Ms. Hutchison has served as Managing Director of Rush Hour Concerts at St. James Cathedral since 2004 and oversees marketing, public relations, audience development, and concert production. She was instrumental in creating the groundbreaking format of the Rush Hour series. She co-created Rush Hour’s innovative internship program in 2006 and founded Fanfare, a group of young professionals devoted to expanding Rush Hour’s outreach to new audiences, in 2007. Under her tenure, Rush Hour’s audience has increased 125% to a capacity crowd of 450 attendees weekly, 20 percent of whom are under age 40, and Rush Hour has gained national recognition through the “What Works” series on NBC Nightly News with Brian Williams and the “Artbeat” series on WTTW’s Chicago Tonight. Ms. Hutchison found additional notable success in attracting a new community demographic through technological avenues, designing and programming the series’ website, blog, e-newsletters, and podcast series and launching the series’ innovative “In-A-Flash” initiative.

Ms. Hutchison co-founded Studio 1301 with Deborah Sobol in 2008 and brings great skill as an editor, connector of concepts and strategy, and creative organizer. She edits educational materials, manages the studio’s private instruction and immersion courses, and works with organizations to create success planning out of vision.

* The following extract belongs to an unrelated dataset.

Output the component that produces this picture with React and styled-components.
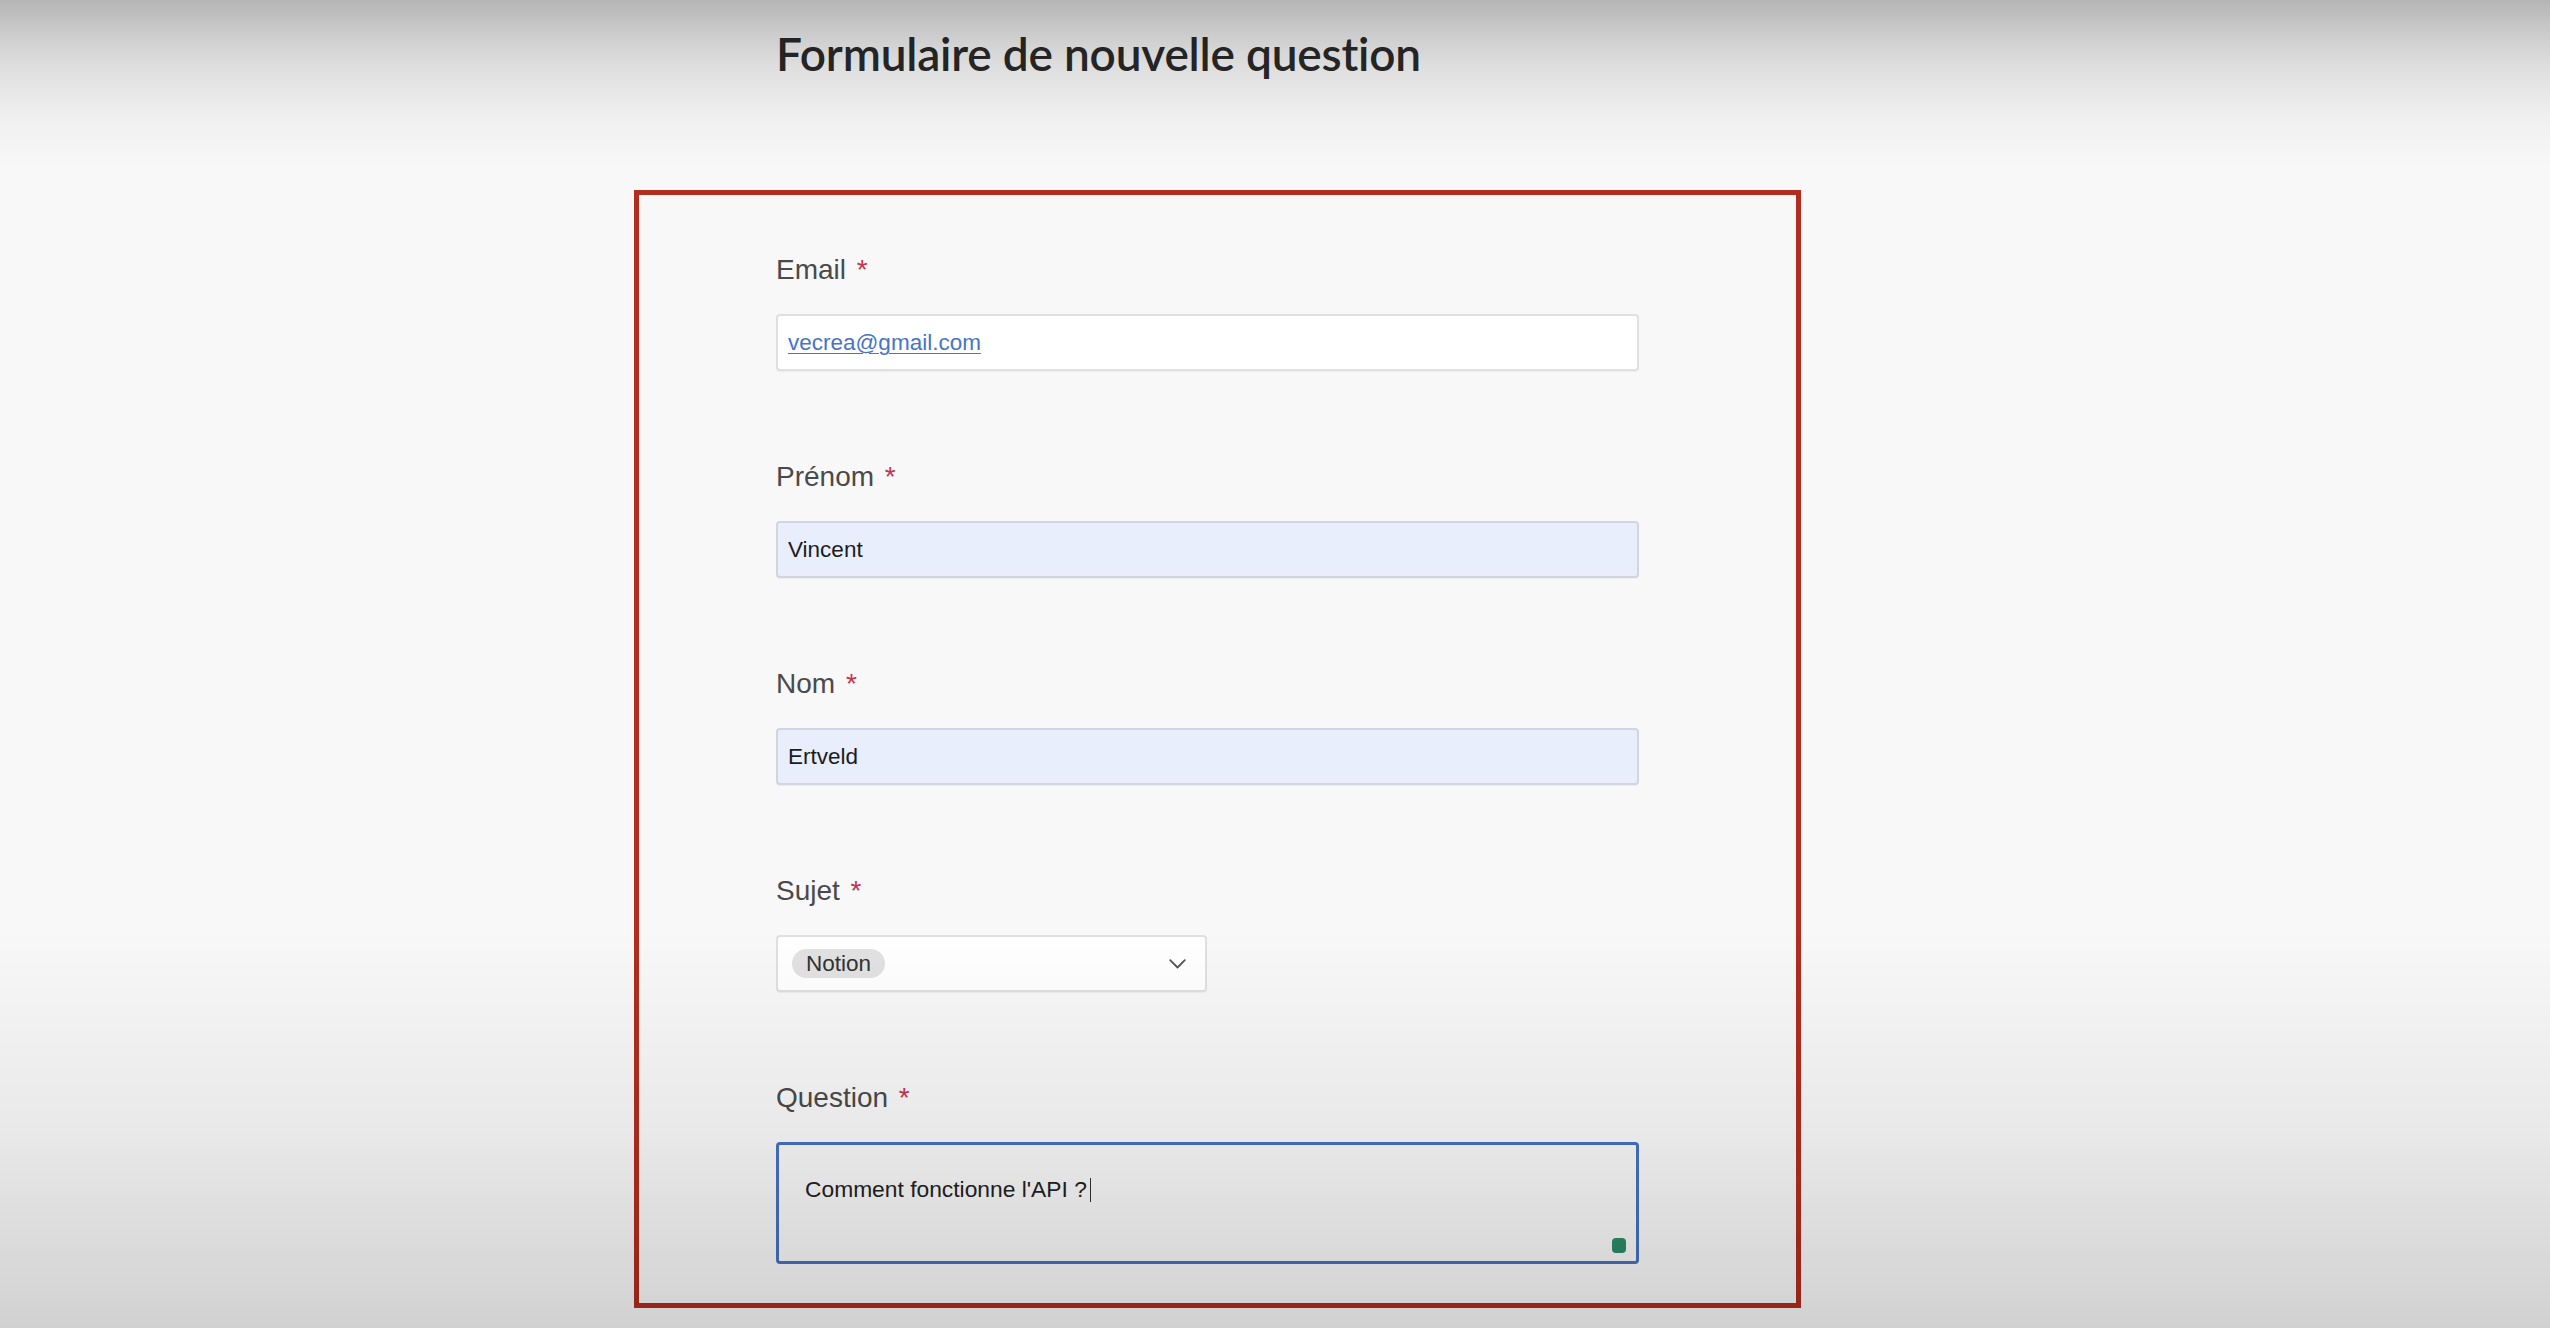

Ms. Hutchison graduated summa cum laude from Berklee College of Music with a B.M. in Film Scoring. Her work as a freelance music editor has included Buena Vista Pictures’ Under the Tuscan Sun and the independent film Little Erin Merryweather. A soprano, Ms. Hutchison performs with several Chicago choral ensembles, including the Grant Park Music Festival Chorus and the St. James Cathedral Choir, and appears on numerous independent rock albums. She has also taught voice, music theory, and composition privately.

Ms. Hutchison’s community volunteer work has included outreach projects through the Boston Arts Academy and Berklee Cares in Boston, the Bill Foundation in Los Angeles, and St. James Cathedral in Chicago. She and her husband, attorney William Chang, live in Chicago.